Note that we have used the fact that for \(k < \ell\), \(\partial F_i^k / \partial x_j^\ell = 0\).

azmul

An optimized function will use zero for values in taylor_x and taylor_y that are not necessary in the current context. If you divide by these values when computing \(( \partial F_i^k / \partial x_j^\ell )\) you could get an nan if the corresponding value in partial_y is zero. To be careful, if you do divide by taylor_x or taylor_y , use azmul for to avoid zero over zero calculations.

apartial_x

The specifications for apartial_x is the same as for partial_x (only the type of apartial_x is different).

ok

If this calculation succeeded, ok is true.

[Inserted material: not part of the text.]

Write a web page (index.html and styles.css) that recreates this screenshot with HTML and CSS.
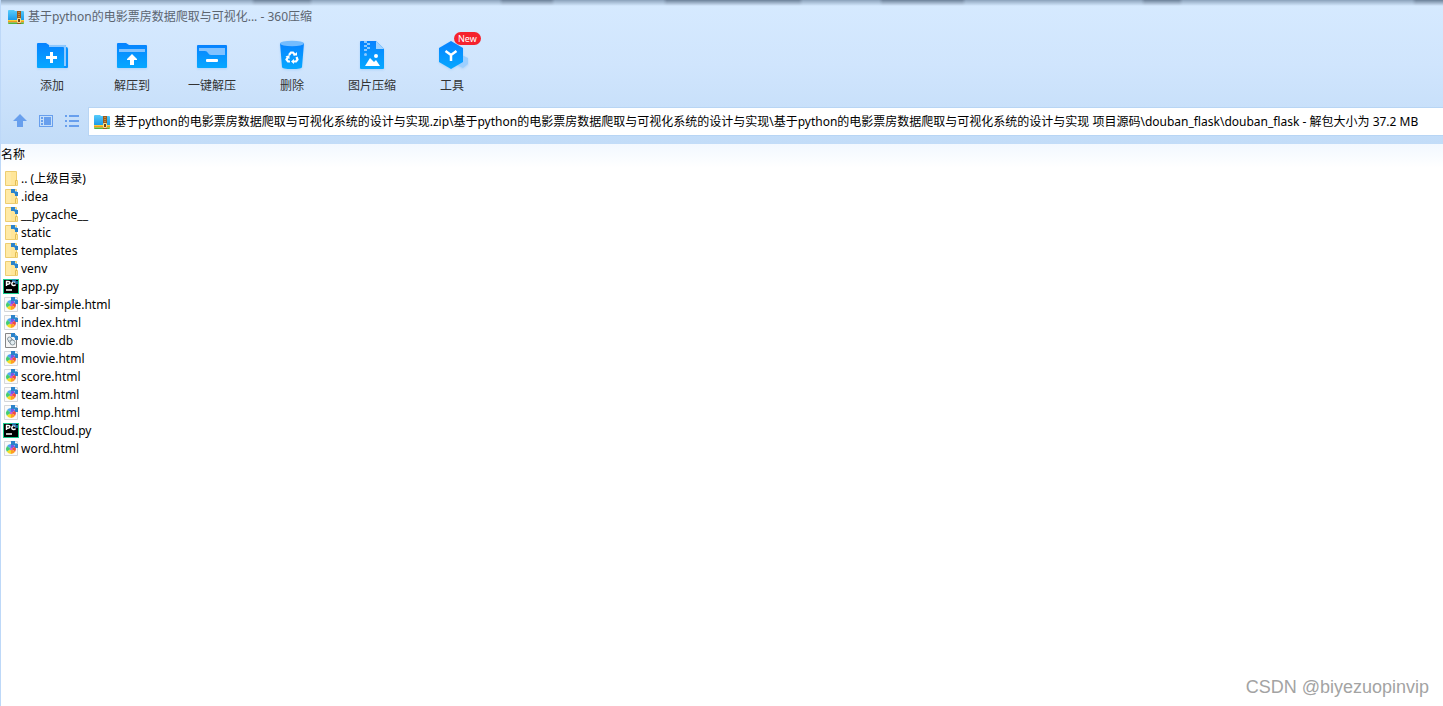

Otherwise it is false.

Example

The following is an example reverse definition taken from atomic_four_norm_sq.cpp :

      bool reverse(
         size_t                              call_id     ,
         const CppAD::vector<bool>&          select_x    ,
         size_t                              order_up    ,
         const CppAD::vector<double>&        tx          ,
         const CppAD::vector<double>&        ty          ,
         CppAD::vector<double>&              px          ,
         const CppAD::vector<double>&        py          ) override
      {
         size_t q = order_up + 1;
         size_t n = tx.size() / q;
   # ifndef NDEBUG
         size_t m = ty.size() / q;
         assert( call_id == 0 );
         assert( m == 1 );
         assert( px.size() == tx.size() );
         assert( py.size() == ty.size() );
         assert( n == select_x.size() );
   # endif
         // ok
         bool ok = order_up == 0;
         if ( ! ok )
            return ok;

         // first order reverse mode
         for(size_t j = 0; j < n; ++j)
         {  // x_0^0
            double xj0 = tx[ j * q + 0];
            //
            // H = G( F( { x_j^k } ) )
            double dF = 2.0 * xj0; // partial F w.r.t x_j^0
            double dG = py[0];     // partial of G w.r.t. y[0]
            double dH = dG * dF;   // partial of H w.r.t. x_j^0

            // px[j]
            px[j] = dH;
         }
         return ok;
      }

Examples

The file atomic_four_norm_sq.cpp contains an example that defines this routine.